11. Mr. Rama Aiyar placed considerable reliance upon three decisions. The first one is that of the Privy Council in Radha Prosad Mullick v. Ranimoni Dassee to which I have already referred. In that case a Hindu directed by his will that his executors should, after the death of his wife,
make over and divide the whole of my estate both real and personal unto and between my daughters in equal shares to whom and their respective sons I give, devise and bequeath the same, but should either of my said daughters die without leaving any male issue surviving, but leaving my other daughter surviving, then in such case the surviving daughter and her sons shall be entitled to the share of the deceased daughter, or in case of the death of either daughter leaving sons, the share of such daughter is to be paid to such of her son or sons, share and share alike.
Their Lordships in construing the will first take into consideration the fact that a Hindu generally desires an estate, especially an ancestral estate, shall be retained, in the family and that women do not take absolute estates of inheritance. Their Lordships base their conclusion on the gift to the respective sons of the daughters which implied that the testator wanted to exclude the daughters' daughters from. succession to which they would have been entitled under the ordinary Hindu law if their mothers' estate had been absolute. They even give a reason, namely, that the sons of the daughters would be competent to offer funeral oblations, which in their Lordships' opinion was the strongest of all possible arguments to an orthodox Hindu. Mr. Rama Aiyar seeks the assistance of this ruling by referring to the clause in the deed in suit which provides that after Veeraperumal Ammal's life- time her issues if there are any shall get the aforesaid property. His contention is that as the word issues is used it would mean that both male and female issues would become entitled to the property, whereas according to the ordinary rule of stridhana succession the male issue would be excluded by the female issue. But I do not agree with him that so much can be read into that clause. There is nothing in that clause to suggest that all the issues should share equally or an implication to that effect. As already pointed out the clause is really in antithesis to the next clause which provides for the contingency of Veeraperumal Ammal dying without any issue, male or female. It must be remembered that in the preceding clause the donor describes the gift which she is making in favour of her daughter as a stridhana gift. There is no indication that the property should be taken in a way different from that provided by the general law. Secondly, the consideration which appealed so much to their Lordships of the Judicial Committee, viz., the capacity to make funeral oblations, is completely absent from the present case. Learned advocate also relied upon the decision of a Bench of this Court in Ammannamma v. Kodanda Rao : AIR1940Mad210 but I do not think it necessary to advert at any length to what was said in this decision having regard to the terms of the document which had to be construed in that case. The operative portion of the will in that case was as follows:
My self-acquired properties...shall, on my death, be enjoyed by my wife till her death and after her death, they shall pass to my daughter. Thereafter they shall pass to my grandsons through my daughter.
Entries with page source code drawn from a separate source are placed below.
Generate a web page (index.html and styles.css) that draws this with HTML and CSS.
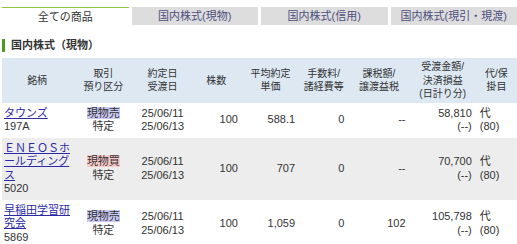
FILE: index.html
```html
<!DOCTYPE html>
<html lang="ja">
<head>
    <meta charset="UTF-8">
    <title>保有証券</title>
    <link rel="stylesheet" href="styles.css">
</head>
<body>
    <div class="tabs">
        <div class="tab active">全ての商品</div>
        <div class="tab">国内株式(現物)</div>
        <div class="tab">国内株式(信用)</div>
        <div class="tab">国内株式(現引・現渡)</div>
    </div>

    <h2 class="section">国内株式（現物）</h2>

    <table class="positions">
        <colgroup>
            <col style="width:70px">
            <col style="width:62px">
            <col style="width:56px">
            <col style="width:51px">
            <col style="width:57px">
            <col style="width:49px">
            <col style="width:61px">
            <col style="width:66px">
            <col style="width:41px">
        </colgroup>
        <thead>
            <tr>
                <th>銘柄</th>
                <th>取引<br>預り区分</th>
                <th>約定日<br>受渡日</th>
                <th>株数</th>
                <th>平均約定<br>単価</th>
                <th>手数料/<br>諸経費等</th>
                <th>課税額/<br>譲渡益税</th>
                <th>受渡金額/<br>決済損益<br>(日計り分)</th>
                <th>代/保<br>掛目</th>
            </tr>
        </thead>
        <tbody>
            <tr>
                <td class="name"><a href="#">タウンズ</a><br>197A</td>
                <td class="center"><span class="sell">現物売</span><br>特定</td>
                <td class="center">25/06/11<br>25/06/13</td>
                <td class="num">100</td>
                <td class="num">588.1</td>
                <td class="num">0</td>
                <td class="num">--</td>
                <td class="num">58,810<br>(--)</td>
                <td class="rate">代<br>(80)</td>
            </tr>
            <tr class="alt">
                <td class="name"><a href="#">ＥＮＥＯＳホールディングス</a><br>5020</td>
                <td class="center"><span class="buy">現物買</span><br>特定</td>
                <td class="center">25/06/11<br>25/06/13</td>
                <td class="num">100</td>
                <td class="num">707</td>
                <td class="num">0</td>
                <td class="num">--</td>
                <td class="num">70,700<br>(--)</td>
                <td class="rate">代<br>(80)</td>
            </tr>
            <tr>
                <td class="name"><a href="#">早稲田学習研究会</a><br>5869</td>
                <td class="center"><span class="sell">現物売</span><br>特定</td>
                <td class="center">25/06/11<br>25/06/13</td>
                <td class="num">100</td>
                <td class="num">1,059</td>
                <td class="num">0</td>
                <td class="num">102</td>
                <td class="num">105,798<br>(--)</td>
                <td class="rate">代<br>(80)</td>
            </tr>
        </tbody>
    </table>
</body>
</html>
```

FILE: styles.css
```css
body {
    margin: 0;
    padding: 0 0 0 2px;
    font-family: "Liberation Sans", "Noto Sans CJK JP", sans-serif;
    font-size: 11px;
    color: #333;
    background-color: #fff;
}
.tabs {
    display: flex;
    gap: 3px;
    margin-top: 7px;
    width: 515px;
}
.tab {
    flex: 1;
    height: 18px;
    line-height: 18px;
    text-align: center;
    background-color: #dddddd;
    color: #4f4f80;
}
.tab.active {
    background-color: #fff;
    color: #333;
    border-top: 1px solid #8cc83c;
    height: 17px;
}
.section {
    margin: 14px 0 6px 0;
    padding-left: 6px;
    border-left: 3px solid #4d9a1e;
    font-size: 11px;
    font-weight: bold;
    line-height: 13px;
    color: #333;
}
.positions {
    border-collapse: collapse;
    table-layout: fixed;
    width: 515px;
}
.positions th {
    background-color: #dde8f3;
    font-size: 10px;
    font-weight: normal;
    line-height: 13.5px;
    padding: 2px 0;
    text-align: center;
}
.positions td {
    padding: 4px 4px;
    line-height: 13.5px;
    vertical-align: middle;
}
.positions tr.alt td {
    background-color: #ededed;
}
.positions td.name {
    padding-left: 2px;
    padding-right: 0;
}
.name a {
    color: #2a2aa8;
}
.center {
    text-align: center;
}
.num {
    text-align: right;
}
.rate {
    text-align: left;
}
.sell {
    background-color: #c9c9f5;
}
.buy {
    background-color: #f7c9c9;
}
```
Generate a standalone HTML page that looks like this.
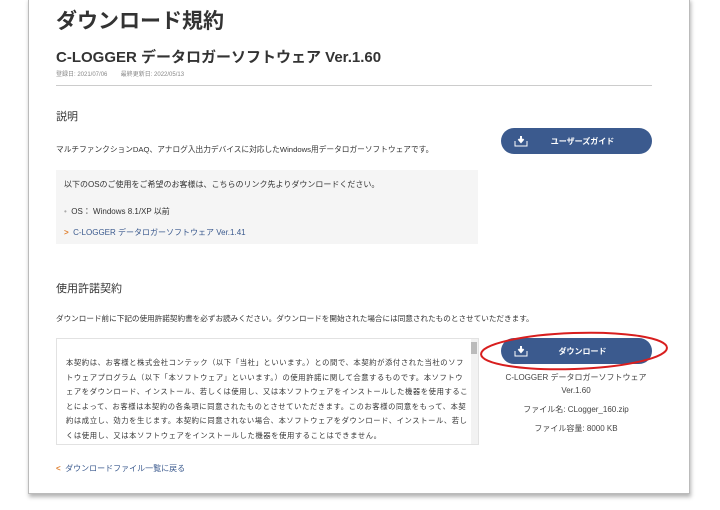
<!DOCTYPE html><html><head><meta charset="utf-8"><style>
body{margin:0;width:720px;height:510px;background:#fff;position:relative;overflow:hidden;font-family:"Liberation Sans","Noto Sans CJK JP",sans-serif;color:#333}
.a{position:absolute;white-space:nowrap}
.card{position:absolute;left:28px;top:-2px;width:660px;height:494px;border:1px solid #bbb;box-shadow:1px 3px 4px rgba(0,0,0,.3);background:#fff}
.btn{position:absolute;left:501px;width:151px;height:26px;border-radius:13px;background:#3b5a8e;color:#fff;font-size:8px;font-weight:bold}
.btn span{position:absolute;left:0;right:0;top:8px;text-align:center;padding-left:12px}
.btn svg{position:absolute;left:13px;top:7px}
.t8{font-size:8px}
</style></head><body>
<div class="card"></div>
<div class="a" style="left:56px;top:5px;font-size:21px;font-weight:bold;color:#333">ダウンロード規約</div>
<div class="a" style="left:56px;top:46px;font-size:15px;font-weight:bold;color:#333">C-LOGGER データロガーソフトウェア Ver.1.60</div>
<div class="a" style="left:56px;top:69px;font-size:6px;color:#888">登録日: 2021/07/06 &nbsp;&nbsp;&nbsp;&nbsp;&nbsp;&nbsp; 最終更新日: 2022/05/13</div>
<div class="a" style="left:56px;top:85px;width:596px;height:1px;background:#ccc"></div>
<div class="a" style="left:56px;top:108px;font-size:11px">説明</div>
<div class="btn" style="top:128px"><svg width="14" height="12" viewBox="0 0 14 12"><path d="M1 6v5h12V6" fill="none" stroke="#fff" stroke-width="1"/><path d="M7 1v5M4.5 4L7 7l2.5-3" fill="none" stroke="#fff" stroke-width="2"/></svg><span>ユーザーズガイド</span></div>
<div class="a" style="left:56px;top:144px;font-size:7.7px">マルチファンクションDAQ、アナログ入出力デバイスに対応したWindows用データロガーソフトウェアです。</div>
<div class="a" style="left:56px;top:170px;width:422px;height:74px;background:#f5f5f5"></div>
<div class="a t8" style="left:64px;top:179px">以下のOSのご使用をご希望のお客様は、こちらのリンク先よりダウンロードください。</div>
<div class="a t8" style="left:64px;top:206px"><span style="color:#aaa">•</span>&nbsp; OS： Windows 8.1/XP 以前</div>
<div class="a t8" style="left:64px;top:227px;color:#3b5a8e"><span style="color:#e08030;font-weight:bold">&gt;</span>&nbsp; C-LOGGER データロガーソフトウェア Ver.1.41</div>
<div class="a" style="left:56px;top:280px;font-size:11px">使用許諾契約</div>
<div class="a" style="left:56px;top:313px;font-size:7.6px">ダウンロード前に下記の使用許諾契約書を必ずお読みください。ダウンロードを開始された場合には同意されたものとさせていただきます。</div>
<div class="a" style="left:56px;top:338px;width:421px;height:105px;border:1px solid #e2e2e2;background:#fff;overflow:hidden">
<div class="a" style="left:9px;top:17px;font-size:7.3px;letter-spacing:0.6px;line-height:14.5px">本契約は、お客様と株式会社コンテック（以下「当社」といいます。）との間で、本契約が添付された当社のソフ<br>トウェアプログラム（以下「本ソフトウェア」といいます。）の使用許諾に関して合意するものです。本ソフトウ<br>ェアをダウンロード、インストール、若しくは使用し、又は本ソフトウェアをインストールした機器を使用するこ<br>とによって、お客様は本契約の各条項に同意されたものとさせていただきます。このお客様の同意をもって、本契<br>約は成立し、効力を生じます。本契約に同意されない場合、本ソフトウェアをダウンロード、インストール、若し<br>くは使用し、又は本ソフトウェアをインストールした機器を使用することはできません。</div>
<div class="a" style="left:414px;top:0;width:7px;height:105px;background:#f2f2f2"></div>
<div class="a" style="left:414px;top:3px;width:6px;height:12px;background:#bbb"></div>
</div>
<div class="btn" style="top:338px"><svg width="14" height="12" viewBox="0 0 14 12"><path d="M1 6v5h12V6" fill="none" stroke="#fff" stroke-width="1"/><path d="M7 1v5M4.5 4L7 7l2.5-3" fill="none" stroke="#fff" stroke-width="2"/></svg><span>ダウンロード</span></div>
<svg class="a" style="left:476px;top:329px" width="196" height="44"><ellipse cx="98" cy="22" rx="93" ry="18" fill="none" stroke="#d81e1e" stroke-width="2" transform="rotate(-2 98 22)"/></svg>
<div class="a t8" style="left:480px;width:192px;text-align:center;top:372px;color:#444">C-LOGGER データロガーソフトウェア</div>
<div class="a t8" style="left:480px;width:192px;text-align:center;top:386px;color:#444">Ver.1.60</div>
<div class="a t8" style="left:480px;width:192px;text-align:center;top:404px;color:#444">ファイル名: CLogger_160.zip</div>
<div class="a t8" style="left:480px;width:192px;text-align:center;top:423px;color:#444">ファイル容量: 8000 KB</div>
<div class="a t8" style="left:56px;top:463px;color:#3b5a8e"><span style="color:#e08030;font-weight:bold">&lt;</span>&nbsp; ダウンロードファイル一覧に戻る</div>
</body></html>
There were no words in that case describing the bequest in favour of the daughter in language such as has been used in the gift deed in the present case. Nanda Gopal v. Pareshmoni Debi (1910) 6 I.C. 354 is a decision of the Calcutta High Court. The terms of the gift deed which are to be construed were as follows:
You do remain in possession of the land held by myself, down to your sons, sons' sons and so on in succession (putra poutradi krame) ; you shall not give up any land in favour of anybody and your sons and heirs in succession will have a right to own and possess the property, your husband and husband's heirs or any member of another family being excluded.
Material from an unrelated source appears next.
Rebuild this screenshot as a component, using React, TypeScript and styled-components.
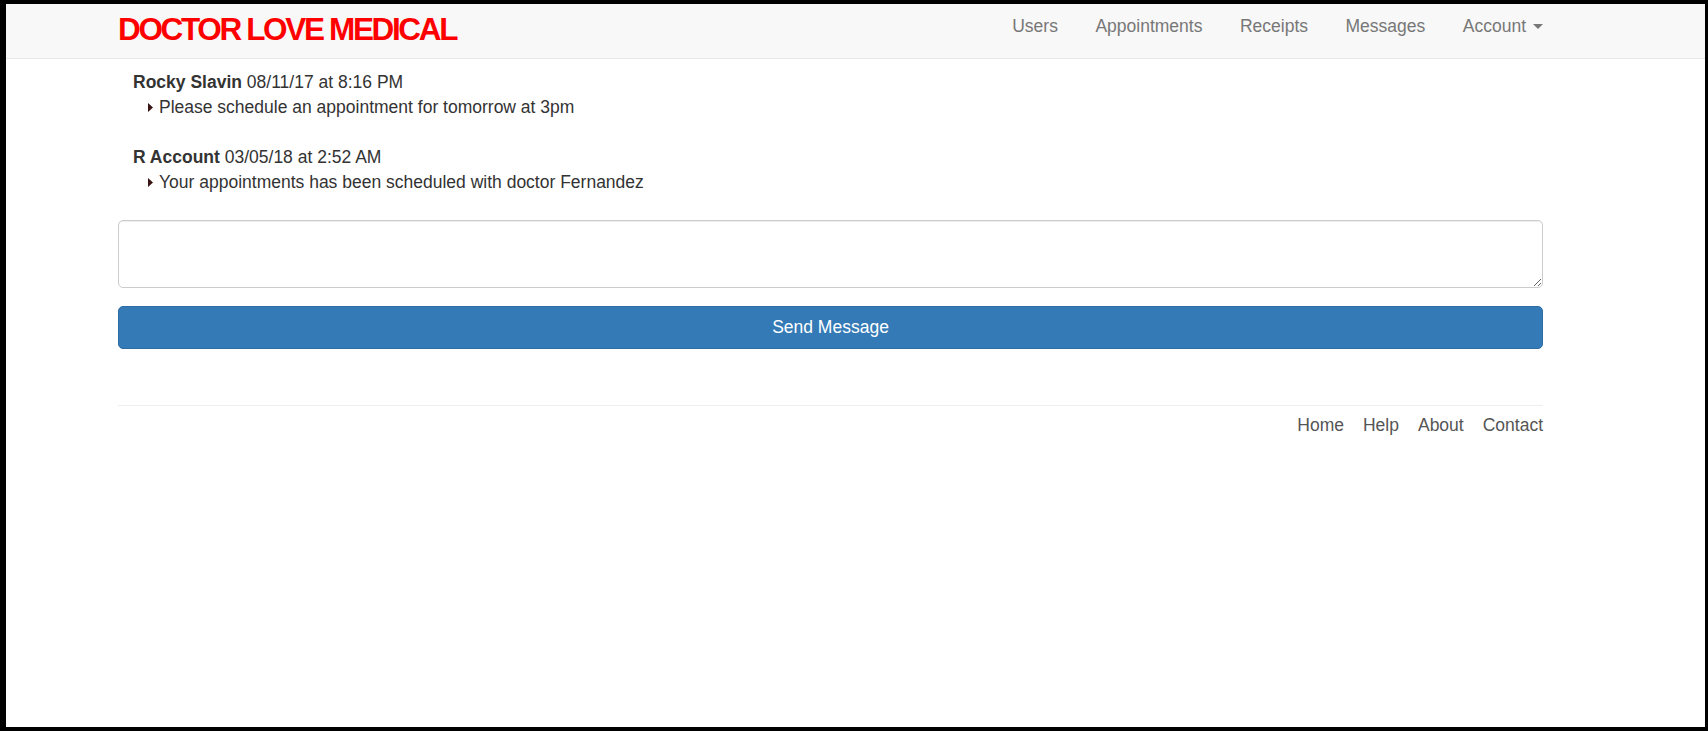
import React from "react";
import styled, { createGlobalStyle } from "styled-components";

const Global = createGlobalStyle`
  html, body { margin: 0; padding: 0; background: #ffffff; }
  body { font-family: "Liberation Sans", Arial, sans-serif; font-size: 17.5px; line-height: 25px; color: #333333; }
  * { box-sizing: border-box; }
`;

const Frame = styled.div`
  width: 1708px;
  height: 731px;
  border-style: solid;
  border-color: #000000;
  border-width: 4px 3px 4px 6px;
  background: #ffffff;
  overflow: hidden;
`;

const NavBar = styled.nav`
  height: 55px;
  background: #f8f8f8;
  border-bottom: 1px solid #e7e7e7;
`;

const Container = styled.div`
  margin-left: 112px;
  width: 1425px;
`;

const NavInner = styled(Container)`
  display: flex;
  justify-content: space-between;
  align-items: flex-start;
  padding-top: 9px;
`;

const Brand = styled.a`
  font-family: "Liberation Sans", Arial, sans-serif;
  font-weight: 700;
  font-size: 31.5px;
  letter-spacing: -2.35px;
  line-height: 30px;
  color: #ff0000;
  text-decoration: none;
  margin-top: 1px;
`;

const NavLinks = styled.ul`
  display: flex;
  list-style: none;
  margin: 0;
  padding: 0;
  gap: 37.5px;
  margin-top: 1px;
`;

const NavLink = styled.li`
  color: #777777;
  font-size: 17.5px;
  line-height: 25px;
  display: flex;
  align-items: center;
`;

const Caret = styled.span`
  display: inline-block;
  width: 0;
  height: 0;
  margin-left: 7px;
  border-top: 5px solid #777777;
  border-left: 5px solid transparent;
  border-right: 5px solid transparent;
`;

const MessageList = styled.div`
  padding: 11px 0 0 15px;
`;

const MessageItem = styled.div`
  margin-bottom: 25px;
`;

const MessageHead = styled.div`
  line-height: 25px;
`;

const Sender = styled.strong`
  font-weight: 700;
`;

const MessageBody = styled.div`
  display: flex;
  align-items: center;
  padding-left: 15px;
  gap: 6px;
  line-height: 25px;
`;

const Arrow = () => (
  <svg width="5" height="9" viewBox="0 0 5 9">
    <path d="M0 0 L5 4.5 L0 9 Z" fill="#3a1414" />
  </svg>
);

const Form = styled.div`
  display: flex;
  flex-direction: column;
  gap: 18px;
  margin-top: 0;
`;

const TextArea = styled.textarea`
  width: 100%;
  height: 68px;
  border: 1px solid #cccccc;
  border-radius: 5px;
  box-shadow: inset 0 1px 1px rgba(0, 0, 0, 0.075);
  font-family: "Liberation Sans", Arial, sans-serif;
  font-size: 17.5px;
  padding: 8px 15px;
  display: block;
  resize: vertical;
`;

const SendButton = styled.button`
  width: 100%;
  height: 43px;
  background: #337ab7;
  border: 1px solid #2e6da4;
  border-radius: 5px;
  color: #ffffff;
  font-family: "Liberation Sans", Arial, sans-serif;
  font-size: 17.5px;
  line-height: 25px;
  cursor: pointer;
`;

const Footer = styled.footer`
  margin-top: 56px;
  border-top: 1px solid #eeeeee;
  padding-top: 7px;
  display: flex;
  justify-content: flex-end;
  gap: 19px;
`;

const FooterLink = styled.a`
  color: #555555;
  text-decoration: none;
  font-size: 17.5px;
  line-height: 25px;
`;

const messages = [
  { from: "Rocky Slavin", when: "08/11/17 at 8:16 PM", text: "Please schedule an appointment for tomorrow at 3pm" },
  { from: "R Account", when: "03/05/18 at 2:52 AM", text: "Your appointments has been scheduled with doctor Fernandez" },
];

export default function App() {
  return (
    <>
      <Global />
      <Frame>
        <NavBar>
          <NavInner>
            <Brand>DOCTOR LOVE MEDICAL</Brand>
            <NavLinks>
              <NavLink>Users</NavLink>
              <NavLink>Appointments</NavLink>
              <NavLink>Receipts</NavLink>
              <NavLink>Messages</NavLink>
              <NavLink>
                Account<Caret />
              </NavLink>
            </NavLinks>
          </NavInner>
        </NavBar>
        <Container>
          <MessageList>
            {messages.map((m) => (
              <MessageItem key={m.from}>
                <MessageHead>
                  <Sender>{m.from}</Sender> {m.when}
                </MessageHead>
                <MessageBody>
                  <Arrow />
                  <span>{m.text}</span>
                </MessageBody>
              </MessageItem>
            ))}
          </MessageList>
          <Form>
            <TextArea />
            <SendButton>Send Message</SendButton>
          </Form>
          <Footer>
            <FooterLink>Home</FooterLink>
            <FooterLink>Help</FooterLink>
            <FooterLink>About</FooterLink>
            <FooterLink>Contact</FooterLink>
          </Footer>
        </Container>
      </Frame>
    </>
  );
}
In construing the document the learned Judges desired to give effect to what is known to be the usual intention of a Hindu in disposing of his property, viz., to keep the property in the family so that it may pass to persons who may be able to confer spiritual benefits on the donor and therefore in that case the intention of the donor was to create a life estate in favour of the donee with a remainder over to her sons or sons' sons in succession and that under the gift no heritable right passed to the daughter of the donee. The learned Judges also referred to Mahomed Shamsool Hoda v. Shewakram which at one time was supposed to have laid down a presumption that a transfer in favour of a female was limited in extent. The observations on page 356 make it clear that the decision which they reached was mainly influenced by these presumptions and in particular the conferment of spiritual benefit. I am unable to receive any assistance from this decision in construing the terms of the deed in question.
11. Having given my best consideration to the contentions on either side, I am of opinion that Veeraperumal Ammal took the properties absolutely under the gift deed, dated 8th May, 1905.
12. I have no hesitation in accepting the finding of the learned Subordinate Judge as regards, the family arrangement set up by the defendant. The arrangement is in the vaguest terms possible and the learned Judge points out that there is no evidence about this arrangement. The arrangement must have been made at a time both the plaintiff and another sister, the defendant's vendor, were minors. There is no evidence as to who represented the interests of the minor daughters in the alleged family arrangement. No one has been examined who has personal knowledge of the alleged settlement. Such evidence as there is on the side of the defendant seems only to support a case of an oral gift of certain properties to the defendant's vendor at the time of her marriage but unfortunately a registered document was not executed to perfect the gift as was done in the case of the elder sister Badrakali Ammal in whose favour there is a registered deed, dated 2nd March, 1930.
13. The decree and judgment of the learned Subordinate Judge are set aside and the decree of the learned District Munsiff is restored. The appellant will be entitled to her costs here and in the lower appellate Court.